To when should the emergence of nationalism be dated? How should its distinctive ideological features be characterized? What consequences follow for ethnic conflicts today? Kedourie, Oakeshott and Gellner as markers in the rival views that followed.
BRENDAN O’LEARY
STATUS QUO PATRIOTISM
Kenneth Minogue has paid my article ‘In Praise of Empires Past: Myths and Method of Kedourie’s Nationalism’ the tribute of a critical response, even if the compliment is somewhat back-handed, since he taxes me with pedantry, illogic and lack of control. He hopes, nevertheless, that he is still a friend. He is: but among the lesser duties of friendship are to tell a friend when he has missed the point, and when egocentricity goes so far that it threatens identity loss. My critic presents himself as the doughty defender of Kedourie’s Nationalism; in fact he is defending a less famous text, Nationalism, written some years later by one K. R. Minogue, [1] and what he has modestly subtitled ‘Minogue’s Theory of Nationalism’ in a recent encyclopaedia. [2] Let me remove initial confusions.
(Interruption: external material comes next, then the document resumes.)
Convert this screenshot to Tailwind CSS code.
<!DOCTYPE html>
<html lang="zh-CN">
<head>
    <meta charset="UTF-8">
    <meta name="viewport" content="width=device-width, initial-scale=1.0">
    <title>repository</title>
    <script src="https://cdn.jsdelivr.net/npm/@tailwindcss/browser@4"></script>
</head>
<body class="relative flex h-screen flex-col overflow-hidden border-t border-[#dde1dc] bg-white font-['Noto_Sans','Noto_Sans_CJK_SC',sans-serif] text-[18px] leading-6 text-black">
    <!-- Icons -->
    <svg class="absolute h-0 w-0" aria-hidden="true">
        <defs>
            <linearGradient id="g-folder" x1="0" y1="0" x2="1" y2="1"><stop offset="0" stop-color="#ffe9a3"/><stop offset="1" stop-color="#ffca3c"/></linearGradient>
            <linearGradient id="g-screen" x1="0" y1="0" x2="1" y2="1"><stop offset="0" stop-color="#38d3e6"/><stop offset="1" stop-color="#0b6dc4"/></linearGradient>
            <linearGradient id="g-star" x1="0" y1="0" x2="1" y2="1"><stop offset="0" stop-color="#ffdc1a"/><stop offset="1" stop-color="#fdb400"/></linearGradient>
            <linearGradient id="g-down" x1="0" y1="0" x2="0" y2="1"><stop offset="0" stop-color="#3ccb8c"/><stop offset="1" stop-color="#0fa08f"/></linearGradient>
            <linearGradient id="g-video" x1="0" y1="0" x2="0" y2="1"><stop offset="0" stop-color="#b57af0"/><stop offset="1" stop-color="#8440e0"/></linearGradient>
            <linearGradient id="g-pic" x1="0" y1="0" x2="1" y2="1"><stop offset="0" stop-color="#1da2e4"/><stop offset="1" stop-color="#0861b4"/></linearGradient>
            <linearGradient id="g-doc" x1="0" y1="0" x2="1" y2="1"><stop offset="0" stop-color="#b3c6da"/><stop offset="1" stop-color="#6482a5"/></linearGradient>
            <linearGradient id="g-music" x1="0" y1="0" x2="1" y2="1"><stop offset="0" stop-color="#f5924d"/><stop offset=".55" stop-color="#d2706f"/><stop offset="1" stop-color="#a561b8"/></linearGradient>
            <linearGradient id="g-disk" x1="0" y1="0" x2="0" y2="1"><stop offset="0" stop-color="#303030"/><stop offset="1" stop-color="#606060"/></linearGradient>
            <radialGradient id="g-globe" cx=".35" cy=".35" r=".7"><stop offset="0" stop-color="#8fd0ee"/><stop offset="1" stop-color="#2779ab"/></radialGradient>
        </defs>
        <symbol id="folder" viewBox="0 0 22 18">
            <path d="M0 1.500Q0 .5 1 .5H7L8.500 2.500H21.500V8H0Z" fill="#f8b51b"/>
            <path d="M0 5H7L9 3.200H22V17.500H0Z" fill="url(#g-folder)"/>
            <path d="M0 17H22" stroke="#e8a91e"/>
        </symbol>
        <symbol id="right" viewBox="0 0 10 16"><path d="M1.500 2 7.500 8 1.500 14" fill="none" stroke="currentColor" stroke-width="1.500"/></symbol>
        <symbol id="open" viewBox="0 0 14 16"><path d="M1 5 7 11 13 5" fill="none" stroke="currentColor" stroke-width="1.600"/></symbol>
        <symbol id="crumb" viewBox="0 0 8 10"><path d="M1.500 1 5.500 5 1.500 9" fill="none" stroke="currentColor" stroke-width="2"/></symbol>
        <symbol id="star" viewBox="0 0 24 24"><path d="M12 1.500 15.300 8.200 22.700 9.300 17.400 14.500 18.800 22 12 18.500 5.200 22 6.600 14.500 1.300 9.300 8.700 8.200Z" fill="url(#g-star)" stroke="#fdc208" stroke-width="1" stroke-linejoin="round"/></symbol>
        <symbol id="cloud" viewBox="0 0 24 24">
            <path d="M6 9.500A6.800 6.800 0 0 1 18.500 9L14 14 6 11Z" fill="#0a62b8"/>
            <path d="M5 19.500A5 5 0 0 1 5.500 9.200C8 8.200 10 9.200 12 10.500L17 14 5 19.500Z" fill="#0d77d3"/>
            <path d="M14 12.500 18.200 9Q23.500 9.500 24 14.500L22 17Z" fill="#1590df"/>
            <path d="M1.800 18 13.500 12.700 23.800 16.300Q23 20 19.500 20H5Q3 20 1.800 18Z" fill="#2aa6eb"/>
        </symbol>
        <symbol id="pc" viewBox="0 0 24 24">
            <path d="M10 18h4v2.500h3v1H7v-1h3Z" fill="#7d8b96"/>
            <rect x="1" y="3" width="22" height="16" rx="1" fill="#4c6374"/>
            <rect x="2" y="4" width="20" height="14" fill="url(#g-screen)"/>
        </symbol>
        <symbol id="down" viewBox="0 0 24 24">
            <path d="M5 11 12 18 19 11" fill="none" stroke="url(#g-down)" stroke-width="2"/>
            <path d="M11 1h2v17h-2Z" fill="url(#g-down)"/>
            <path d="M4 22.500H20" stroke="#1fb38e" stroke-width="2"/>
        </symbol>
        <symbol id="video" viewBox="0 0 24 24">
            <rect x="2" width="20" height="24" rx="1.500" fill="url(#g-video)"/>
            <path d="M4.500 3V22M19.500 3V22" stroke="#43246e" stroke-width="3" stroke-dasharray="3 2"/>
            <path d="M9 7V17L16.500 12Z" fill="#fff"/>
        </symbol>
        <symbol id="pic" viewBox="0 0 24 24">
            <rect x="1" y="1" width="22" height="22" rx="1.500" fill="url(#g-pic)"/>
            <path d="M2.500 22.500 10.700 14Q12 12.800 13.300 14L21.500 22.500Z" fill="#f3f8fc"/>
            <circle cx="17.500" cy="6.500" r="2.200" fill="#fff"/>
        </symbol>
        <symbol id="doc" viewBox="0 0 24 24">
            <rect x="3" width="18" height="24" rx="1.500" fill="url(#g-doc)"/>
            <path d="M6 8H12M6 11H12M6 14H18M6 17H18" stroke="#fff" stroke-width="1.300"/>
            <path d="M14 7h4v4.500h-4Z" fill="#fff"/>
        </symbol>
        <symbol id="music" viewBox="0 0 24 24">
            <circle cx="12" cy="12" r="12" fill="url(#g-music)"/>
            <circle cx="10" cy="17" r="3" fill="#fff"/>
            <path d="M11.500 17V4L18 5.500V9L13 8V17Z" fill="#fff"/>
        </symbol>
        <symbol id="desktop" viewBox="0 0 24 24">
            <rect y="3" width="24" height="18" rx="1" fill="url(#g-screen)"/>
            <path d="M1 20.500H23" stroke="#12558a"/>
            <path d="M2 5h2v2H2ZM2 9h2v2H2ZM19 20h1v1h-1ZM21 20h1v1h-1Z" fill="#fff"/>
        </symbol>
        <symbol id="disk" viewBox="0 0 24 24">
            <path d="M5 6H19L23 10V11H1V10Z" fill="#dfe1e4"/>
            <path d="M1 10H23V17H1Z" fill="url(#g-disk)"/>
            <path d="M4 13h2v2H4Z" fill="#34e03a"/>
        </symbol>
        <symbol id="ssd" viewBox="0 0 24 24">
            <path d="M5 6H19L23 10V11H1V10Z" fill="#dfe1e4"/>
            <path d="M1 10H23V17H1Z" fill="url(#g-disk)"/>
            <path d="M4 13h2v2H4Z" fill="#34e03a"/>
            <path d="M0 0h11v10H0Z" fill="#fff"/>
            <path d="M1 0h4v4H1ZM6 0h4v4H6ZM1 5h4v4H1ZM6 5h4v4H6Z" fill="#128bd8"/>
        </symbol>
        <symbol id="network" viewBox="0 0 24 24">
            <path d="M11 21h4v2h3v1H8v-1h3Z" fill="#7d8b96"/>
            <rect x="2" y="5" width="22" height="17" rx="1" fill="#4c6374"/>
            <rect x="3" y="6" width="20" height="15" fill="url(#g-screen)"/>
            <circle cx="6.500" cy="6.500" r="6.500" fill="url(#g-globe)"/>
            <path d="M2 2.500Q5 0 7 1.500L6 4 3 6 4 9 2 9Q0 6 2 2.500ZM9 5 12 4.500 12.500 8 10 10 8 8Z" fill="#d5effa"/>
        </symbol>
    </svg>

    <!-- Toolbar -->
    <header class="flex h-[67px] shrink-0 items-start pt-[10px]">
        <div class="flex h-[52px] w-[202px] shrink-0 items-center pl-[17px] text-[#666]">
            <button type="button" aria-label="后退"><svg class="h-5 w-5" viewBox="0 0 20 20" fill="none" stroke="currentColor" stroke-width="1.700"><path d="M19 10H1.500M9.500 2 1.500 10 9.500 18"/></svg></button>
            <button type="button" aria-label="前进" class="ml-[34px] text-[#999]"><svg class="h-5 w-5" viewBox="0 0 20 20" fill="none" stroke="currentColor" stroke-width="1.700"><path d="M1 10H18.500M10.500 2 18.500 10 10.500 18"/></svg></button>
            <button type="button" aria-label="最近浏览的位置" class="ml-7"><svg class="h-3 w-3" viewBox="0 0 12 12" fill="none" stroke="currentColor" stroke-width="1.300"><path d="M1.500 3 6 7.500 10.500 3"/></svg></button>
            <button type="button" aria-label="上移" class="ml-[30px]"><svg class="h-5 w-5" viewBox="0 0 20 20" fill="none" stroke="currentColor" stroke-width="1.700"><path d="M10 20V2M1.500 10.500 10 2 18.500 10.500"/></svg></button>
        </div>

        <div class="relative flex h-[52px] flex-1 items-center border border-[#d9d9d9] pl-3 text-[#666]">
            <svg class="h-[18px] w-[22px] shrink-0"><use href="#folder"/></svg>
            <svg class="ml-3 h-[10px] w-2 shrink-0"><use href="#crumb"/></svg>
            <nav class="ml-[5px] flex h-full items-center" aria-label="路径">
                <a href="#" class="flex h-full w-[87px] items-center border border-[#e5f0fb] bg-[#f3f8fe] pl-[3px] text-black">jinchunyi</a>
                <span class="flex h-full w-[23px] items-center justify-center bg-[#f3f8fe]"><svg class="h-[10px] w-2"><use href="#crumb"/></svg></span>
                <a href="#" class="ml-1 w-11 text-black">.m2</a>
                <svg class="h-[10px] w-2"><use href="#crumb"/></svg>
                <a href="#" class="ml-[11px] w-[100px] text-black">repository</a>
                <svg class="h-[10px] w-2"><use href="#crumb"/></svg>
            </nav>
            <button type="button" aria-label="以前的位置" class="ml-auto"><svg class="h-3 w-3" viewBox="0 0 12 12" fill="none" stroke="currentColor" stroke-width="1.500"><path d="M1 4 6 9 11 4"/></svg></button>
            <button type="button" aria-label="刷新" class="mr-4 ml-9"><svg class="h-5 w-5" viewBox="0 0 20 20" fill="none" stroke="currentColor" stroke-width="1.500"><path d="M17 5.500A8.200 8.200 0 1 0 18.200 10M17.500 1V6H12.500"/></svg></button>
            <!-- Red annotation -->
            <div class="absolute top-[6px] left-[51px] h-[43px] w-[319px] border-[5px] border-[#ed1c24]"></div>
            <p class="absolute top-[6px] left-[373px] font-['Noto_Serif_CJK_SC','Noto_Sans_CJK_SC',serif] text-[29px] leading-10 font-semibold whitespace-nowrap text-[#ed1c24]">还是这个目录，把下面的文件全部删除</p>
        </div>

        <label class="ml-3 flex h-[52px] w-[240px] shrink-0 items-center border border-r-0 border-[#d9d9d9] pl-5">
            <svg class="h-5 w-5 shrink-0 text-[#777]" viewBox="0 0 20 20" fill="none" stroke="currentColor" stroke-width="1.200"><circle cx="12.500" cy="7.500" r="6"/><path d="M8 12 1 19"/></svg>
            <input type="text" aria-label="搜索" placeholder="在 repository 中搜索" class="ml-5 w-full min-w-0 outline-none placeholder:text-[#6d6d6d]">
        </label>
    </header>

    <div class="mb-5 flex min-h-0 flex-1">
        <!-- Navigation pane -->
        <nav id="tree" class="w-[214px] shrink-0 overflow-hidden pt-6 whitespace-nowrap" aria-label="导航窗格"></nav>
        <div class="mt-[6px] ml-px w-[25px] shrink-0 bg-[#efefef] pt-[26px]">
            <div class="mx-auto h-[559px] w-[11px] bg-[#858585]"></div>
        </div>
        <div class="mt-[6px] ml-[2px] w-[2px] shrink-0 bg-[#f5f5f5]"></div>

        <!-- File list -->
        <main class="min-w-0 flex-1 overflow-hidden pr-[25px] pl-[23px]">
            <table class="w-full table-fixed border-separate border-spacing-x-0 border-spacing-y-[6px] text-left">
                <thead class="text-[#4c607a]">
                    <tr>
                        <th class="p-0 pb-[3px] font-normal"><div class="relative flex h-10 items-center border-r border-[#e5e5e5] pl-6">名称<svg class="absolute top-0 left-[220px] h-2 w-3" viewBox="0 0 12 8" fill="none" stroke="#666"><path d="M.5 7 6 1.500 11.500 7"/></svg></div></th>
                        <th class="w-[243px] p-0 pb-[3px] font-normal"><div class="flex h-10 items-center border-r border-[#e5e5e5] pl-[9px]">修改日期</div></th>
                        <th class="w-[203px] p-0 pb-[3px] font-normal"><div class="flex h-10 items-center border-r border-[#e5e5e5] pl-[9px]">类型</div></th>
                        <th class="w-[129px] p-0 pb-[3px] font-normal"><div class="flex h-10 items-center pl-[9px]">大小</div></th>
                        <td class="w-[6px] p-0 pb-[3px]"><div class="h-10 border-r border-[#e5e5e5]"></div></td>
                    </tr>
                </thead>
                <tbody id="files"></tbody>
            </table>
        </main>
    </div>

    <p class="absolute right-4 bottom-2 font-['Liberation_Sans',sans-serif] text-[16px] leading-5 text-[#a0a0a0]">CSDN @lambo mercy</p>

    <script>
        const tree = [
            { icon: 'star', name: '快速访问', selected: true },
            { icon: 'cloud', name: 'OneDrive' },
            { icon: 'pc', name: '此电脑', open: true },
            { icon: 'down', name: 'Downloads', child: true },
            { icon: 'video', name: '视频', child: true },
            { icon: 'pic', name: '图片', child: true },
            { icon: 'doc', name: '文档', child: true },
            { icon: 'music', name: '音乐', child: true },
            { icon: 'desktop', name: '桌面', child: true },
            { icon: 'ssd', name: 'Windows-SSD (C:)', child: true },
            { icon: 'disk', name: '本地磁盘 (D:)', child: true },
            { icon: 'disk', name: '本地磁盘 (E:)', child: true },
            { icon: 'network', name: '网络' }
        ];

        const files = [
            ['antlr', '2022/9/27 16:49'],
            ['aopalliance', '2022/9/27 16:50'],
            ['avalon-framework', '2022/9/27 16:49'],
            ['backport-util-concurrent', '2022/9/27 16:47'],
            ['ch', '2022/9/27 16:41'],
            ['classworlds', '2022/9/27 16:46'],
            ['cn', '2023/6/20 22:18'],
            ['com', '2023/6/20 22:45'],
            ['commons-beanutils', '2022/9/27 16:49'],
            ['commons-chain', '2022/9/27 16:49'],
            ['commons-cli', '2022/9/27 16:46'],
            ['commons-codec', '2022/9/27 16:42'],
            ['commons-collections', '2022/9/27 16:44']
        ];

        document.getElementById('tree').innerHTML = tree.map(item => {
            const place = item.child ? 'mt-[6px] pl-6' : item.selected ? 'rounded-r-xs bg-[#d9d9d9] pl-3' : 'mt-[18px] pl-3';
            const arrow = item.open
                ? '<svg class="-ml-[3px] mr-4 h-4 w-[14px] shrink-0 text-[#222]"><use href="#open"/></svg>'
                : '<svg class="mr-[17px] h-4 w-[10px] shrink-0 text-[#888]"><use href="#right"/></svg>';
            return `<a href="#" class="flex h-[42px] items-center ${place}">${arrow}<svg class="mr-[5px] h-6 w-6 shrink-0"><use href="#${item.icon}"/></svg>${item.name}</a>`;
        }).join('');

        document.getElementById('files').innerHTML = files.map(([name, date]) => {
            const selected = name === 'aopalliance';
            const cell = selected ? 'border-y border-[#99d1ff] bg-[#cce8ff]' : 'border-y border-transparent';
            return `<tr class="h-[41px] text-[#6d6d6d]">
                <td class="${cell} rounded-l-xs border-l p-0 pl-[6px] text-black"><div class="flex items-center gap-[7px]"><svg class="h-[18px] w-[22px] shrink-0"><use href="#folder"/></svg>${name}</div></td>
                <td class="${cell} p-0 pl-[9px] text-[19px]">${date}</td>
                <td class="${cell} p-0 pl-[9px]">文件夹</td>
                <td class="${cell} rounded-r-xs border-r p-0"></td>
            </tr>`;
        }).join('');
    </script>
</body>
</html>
He and I (with Kedourie and Gellner) agree that nationalism, understood as a doctrine about the legitimate foundation of states, is modern. Minogue responds as if I wish to ‘dismantle’ the modernist theory of nationalism. I do not. I want to throw out the bathwater, not the baby. By this I mean that, unlike Gellner, [3] Kedourie or Minogue I recognize the significant difficulties in that theory, to which Anthony Smith has devoted his life’s labour. [4] My argument was that Kedourie did not achieve the decisive clarification that Minogue suggests; that he erred as an historian of ideas; and that his later work in Nationalism in Asia and Africa plainly contradicts his earlier claims in ways that he appears not to have noticed.